## AIM
Look through the data and write out every line with the word "screenshot" in it.

## DATA IN THIS EXERCISE
Start

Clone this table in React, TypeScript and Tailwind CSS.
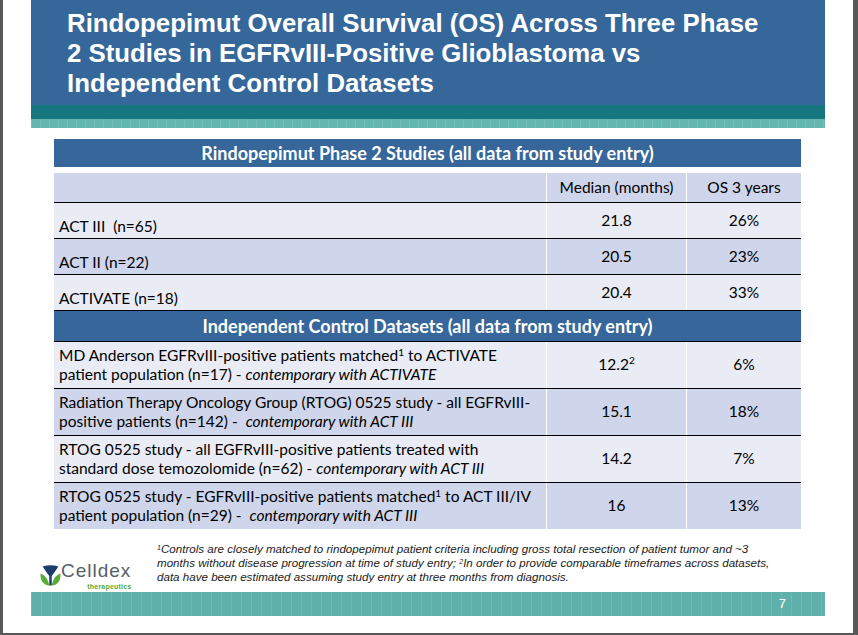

End
Start

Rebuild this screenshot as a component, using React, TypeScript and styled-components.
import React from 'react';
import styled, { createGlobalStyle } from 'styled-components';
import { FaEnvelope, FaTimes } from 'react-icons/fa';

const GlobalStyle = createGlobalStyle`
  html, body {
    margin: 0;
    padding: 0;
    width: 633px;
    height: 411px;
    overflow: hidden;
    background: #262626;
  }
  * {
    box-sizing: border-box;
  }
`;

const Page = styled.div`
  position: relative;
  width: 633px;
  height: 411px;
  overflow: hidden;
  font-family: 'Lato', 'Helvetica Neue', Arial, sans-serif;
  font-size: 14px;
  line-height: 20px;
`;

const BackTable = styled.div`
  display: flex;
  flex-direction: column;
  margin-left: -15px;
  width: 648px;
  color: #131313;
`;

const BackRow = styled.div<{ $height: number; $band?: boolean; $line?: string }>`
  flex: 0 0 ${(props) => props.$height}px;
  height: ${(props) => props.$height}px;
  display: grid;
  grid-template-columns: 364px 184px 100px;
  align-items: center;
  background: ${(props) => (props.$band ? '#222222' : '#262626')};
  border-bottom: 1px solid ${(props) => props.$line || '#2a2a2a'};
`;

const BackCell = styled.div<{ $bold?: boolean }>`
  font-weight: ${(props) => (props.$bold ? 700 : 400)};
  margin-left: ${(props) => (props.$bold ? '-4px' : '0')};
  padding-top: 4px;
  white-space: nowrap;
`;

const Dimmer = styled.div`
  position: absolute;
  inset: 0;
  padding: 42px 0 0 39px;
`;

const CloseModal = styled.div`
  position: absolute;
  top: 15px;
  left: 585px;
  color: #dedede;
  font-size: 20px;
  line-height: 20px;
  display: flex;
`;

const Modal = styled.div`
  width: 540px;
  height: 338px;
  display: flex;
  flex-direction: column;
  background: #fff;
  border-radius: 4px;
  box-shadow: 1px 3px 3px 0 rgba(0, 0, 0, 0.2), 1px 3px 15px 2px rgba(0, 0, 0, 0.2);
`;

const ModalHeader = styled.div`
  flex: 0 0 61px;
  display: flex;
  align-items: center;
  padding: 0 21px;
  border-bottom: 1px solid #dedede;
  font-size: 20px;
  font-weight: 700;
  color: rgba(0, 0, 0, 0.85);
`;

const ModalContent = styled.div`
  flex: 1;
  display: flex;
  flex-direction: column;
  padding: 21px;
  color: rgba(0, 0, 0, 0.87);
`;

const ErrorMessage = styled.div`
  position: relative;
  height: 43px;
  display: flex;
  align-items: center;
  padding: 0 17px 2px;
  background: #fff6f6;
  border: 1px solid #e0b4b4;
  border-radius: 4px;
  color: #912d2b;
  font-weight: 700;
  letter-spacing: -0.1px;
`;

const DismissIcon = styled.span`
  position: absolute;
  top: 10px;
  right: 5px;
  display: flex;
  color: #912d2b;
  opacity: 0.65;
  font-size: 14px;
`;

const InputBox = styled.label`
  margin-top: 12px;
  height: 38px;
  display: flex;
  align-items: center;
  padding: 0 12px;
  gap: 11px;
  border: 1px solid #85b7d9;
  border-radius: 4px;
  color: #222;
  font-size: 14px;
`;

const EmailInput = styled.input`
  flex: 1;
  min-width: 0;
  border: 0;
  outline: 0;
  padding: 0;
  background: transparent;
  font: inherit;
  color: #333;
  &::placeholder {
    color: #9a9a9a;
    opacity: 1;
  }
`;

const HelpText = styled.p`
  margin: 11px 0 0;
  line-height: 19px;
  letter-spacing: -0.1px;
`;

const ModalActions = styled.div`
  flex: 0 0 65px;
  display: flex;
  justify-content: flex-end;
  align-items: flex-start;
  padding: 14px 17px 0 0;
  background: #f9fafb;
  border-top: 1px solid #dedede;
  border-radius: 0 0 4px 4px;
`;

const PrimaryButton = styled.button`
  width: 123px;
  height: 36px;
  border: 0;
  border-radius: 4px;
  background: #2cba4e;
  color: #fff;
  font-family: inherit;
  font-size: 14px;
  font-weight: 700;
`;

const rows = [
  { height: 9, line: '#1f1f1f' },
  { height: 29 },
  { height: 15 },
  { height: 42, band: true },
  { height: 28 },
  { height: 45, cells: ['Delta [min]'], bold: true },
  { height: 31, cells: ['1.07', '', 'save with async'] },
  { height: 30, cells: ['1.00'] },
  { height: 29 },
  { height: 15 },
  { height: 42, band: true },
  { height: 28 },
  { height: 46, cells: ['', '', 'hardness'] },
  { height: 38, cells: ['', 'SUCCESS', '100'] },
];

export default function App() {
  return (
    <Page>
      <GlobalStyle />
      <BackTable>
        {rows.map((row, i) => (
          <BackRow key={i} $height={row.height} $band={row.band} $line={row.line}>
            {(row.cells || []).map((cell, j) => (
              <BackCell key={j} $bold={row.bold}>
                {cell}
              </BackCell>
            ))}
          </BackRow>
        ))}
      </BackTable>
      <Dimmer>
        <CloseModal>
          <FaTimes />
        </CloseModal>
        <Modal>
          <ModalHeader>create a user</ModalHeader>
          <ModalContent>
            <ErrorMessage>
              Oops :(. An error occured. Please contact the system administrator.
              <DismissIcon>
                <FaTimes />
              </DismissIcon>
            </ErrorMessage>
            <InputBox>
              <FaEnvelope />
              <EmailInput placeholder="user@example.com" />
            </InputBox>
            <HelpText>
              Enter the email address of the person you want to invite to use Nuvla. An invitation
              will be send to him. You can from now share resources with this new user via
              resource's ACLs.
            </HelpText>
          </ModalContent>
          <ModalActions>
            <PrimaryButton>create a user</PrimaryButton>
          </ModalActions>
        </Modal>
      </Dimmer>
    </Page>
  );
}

End
Start

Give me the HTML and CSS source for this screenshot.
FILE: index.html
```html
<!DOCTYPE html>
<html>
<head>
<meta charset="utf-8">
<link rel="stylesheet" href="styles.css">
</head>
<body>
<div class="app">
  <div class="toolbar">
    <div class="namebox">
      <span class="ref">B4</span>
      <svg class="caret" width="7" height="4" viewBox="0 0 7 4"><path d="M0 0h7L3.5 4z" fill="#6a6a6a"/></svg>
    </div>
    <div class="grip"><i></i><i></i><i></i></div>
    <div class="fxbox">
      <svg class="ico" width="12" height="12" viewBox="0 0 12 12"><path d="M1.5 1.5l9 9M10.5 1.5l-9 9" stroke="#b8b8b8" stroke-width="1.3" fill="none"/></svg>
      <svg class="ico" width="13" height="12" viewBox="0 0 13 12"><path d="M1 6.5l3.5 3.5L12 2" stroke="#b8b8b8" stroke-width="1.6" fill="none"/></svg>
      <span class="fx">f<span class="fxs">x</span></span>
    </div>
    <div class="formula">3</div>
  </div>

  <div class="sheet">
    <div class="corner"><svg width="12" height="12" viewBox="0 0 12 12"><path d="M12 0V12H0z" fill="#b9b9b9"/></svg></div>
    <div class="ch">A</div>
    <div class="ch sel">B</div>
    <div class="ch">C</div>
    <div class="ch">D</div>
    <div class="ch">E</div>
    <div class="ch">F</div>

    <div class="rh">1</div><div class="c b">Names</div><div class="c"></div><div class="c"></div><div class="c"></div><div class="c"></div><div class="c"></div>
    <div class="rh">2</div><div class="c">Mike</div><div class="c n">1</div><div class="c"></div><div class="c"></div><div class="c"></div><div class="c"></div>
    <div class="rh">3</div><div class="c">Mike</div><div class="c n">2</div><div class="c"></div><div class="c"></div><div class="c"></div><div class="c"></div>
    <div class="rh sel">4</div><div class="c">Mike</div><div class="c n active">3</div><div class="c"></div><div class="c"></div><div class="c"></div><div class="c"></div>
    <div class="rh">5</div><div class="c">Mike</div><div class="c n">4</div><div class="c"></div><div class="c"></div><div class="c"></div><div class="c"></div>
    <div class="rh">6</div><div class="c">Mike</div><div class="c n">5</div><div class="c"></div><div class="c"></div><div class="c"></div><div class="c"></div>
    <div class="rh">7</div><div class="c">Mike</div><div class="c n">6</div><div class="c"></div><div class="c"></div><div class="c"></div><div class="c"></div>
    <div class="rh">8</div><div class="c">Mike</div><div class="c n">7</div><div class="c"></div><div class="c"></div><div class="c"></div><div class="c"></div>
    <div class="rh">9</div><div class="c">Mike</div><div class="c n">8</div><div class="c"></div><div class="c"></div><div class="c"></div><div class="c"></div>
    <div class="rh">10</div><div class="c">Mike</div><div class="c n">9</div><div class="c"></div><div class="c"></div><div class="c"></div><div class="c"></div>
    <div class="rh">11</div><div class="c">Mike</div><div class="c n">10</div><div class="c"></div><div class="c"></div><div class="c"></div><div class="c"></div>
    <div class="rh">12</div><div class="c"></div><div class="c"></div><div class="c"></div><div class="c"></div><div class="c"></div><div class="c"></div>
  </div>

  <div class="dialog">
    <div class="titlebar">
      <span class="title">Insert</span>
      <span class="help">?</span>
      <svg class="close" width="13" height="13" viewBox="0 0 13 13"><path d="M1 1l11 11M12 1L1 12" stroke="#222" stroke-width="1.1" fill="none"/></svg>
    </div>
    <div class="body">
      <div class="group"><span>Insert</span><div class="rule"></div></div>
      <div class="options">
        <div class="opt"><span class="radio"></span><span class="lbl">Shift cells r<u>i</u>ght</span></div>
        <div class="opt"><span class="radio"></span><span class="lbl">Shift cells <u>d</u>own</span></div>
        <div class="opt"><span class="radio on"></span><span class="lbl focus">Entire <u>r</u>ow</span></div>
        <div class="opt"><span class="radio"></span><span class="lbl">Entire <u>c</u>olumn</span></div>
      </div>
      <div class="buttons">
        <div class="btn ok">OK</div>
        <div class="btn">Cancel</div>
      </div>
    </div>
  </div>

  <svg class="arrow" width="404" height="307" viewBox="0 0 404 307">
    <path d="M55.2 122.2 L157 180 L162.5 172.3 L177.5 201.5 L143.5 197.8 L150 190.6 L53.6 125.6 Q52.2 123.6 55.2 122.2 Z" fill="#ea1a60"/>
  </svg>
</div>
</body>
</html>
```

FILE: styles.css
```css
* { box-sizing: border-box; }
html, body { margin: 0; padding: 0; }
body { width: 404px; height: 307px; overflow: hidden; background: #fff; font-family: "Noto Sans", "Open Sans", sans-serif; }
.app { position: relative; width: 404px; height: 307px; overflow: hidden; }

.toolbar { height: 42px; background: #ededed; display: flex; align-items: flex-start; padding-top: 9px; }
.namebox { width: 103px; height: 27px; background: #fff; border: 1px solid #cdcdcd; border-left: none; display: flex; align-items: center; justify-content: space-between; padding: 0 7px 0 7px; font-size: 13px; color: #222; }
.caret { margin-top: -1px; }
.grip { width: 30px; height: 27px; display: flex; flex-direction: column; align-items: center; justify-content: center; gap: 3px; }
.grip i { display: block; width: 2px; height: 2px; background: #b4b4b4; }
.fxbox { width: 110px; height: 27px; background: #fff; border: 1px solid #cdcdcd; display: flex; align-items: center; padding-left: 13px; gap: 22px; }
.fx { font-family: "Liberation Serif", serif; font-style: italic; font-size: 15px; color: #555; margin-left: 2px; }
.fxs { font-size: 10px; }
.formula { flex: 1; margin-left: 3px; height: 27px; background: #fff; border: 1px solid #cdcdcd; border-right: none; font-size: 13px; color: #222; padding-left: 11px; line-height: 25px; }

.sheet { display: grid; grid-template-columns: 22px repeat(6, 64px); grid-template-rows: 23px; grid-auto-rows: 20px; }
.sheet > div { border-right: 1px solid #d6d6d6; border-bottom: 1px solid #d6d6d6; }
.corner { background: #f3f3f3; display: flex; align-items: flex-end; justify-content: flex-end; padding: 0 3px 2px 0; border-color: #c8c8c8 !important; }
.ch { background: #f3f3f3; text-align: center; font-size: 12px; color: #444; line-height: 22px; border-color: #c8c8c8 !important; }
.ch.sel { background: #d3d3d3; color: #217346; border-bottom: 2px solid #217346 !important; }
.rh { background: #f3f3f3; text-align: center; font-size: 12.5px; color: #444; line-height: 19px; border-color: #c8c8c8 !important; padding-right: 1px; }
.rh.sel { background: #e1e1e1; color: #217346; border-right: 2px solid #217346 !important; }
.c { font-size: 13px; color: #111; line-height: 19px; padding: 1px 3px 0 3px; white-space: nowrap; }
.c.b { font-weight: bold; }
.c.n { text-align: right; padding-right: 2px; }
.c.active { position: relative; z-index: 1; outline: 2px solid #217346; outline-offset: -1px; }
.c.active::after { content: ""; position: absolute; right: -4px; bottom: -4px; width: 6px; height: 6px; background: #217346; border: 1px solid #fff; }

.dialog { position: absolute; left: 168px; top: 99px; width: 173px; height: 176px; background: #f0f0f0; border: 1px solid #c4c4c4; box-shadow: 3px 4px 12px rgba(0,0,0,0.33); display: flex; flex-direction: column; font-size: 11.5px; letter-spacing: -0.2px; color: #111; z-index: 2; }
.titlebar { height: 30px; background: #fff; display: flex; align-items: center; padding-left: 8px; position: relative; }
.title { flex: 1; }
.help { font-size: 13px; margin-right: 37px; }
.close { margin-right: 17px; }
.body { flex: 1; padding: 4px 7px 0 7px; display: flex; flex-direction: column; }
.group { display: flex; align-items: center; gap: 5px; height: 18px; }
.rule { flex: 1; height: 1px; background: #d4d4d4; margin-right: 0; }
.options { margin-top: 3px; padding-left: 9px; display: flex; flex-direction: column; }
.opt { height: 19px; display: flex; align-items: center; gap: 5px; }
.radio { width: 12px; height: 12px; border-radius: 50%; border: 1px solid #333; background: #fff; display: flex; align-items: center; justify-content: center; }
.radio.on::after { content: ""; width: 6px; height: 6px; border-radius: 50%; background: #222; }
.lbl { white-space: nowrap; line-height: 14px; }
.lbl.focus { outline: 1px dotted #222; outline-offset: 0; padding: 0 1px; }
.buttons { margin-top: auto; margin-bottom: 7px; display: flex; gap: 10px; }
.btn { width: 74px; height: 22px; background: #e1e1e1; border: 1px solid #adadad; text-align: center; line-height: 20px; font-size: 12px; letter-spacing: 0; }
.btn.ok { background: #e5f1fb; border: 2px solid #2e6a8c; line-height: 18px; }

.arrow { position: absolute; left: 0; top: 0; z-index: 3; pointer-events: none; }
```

End

## FULL OUTPUT
Rebuild this screenshot as a component, using React, TypeScript and styled-components.
Give me the HTML and CSS source for this screenshot.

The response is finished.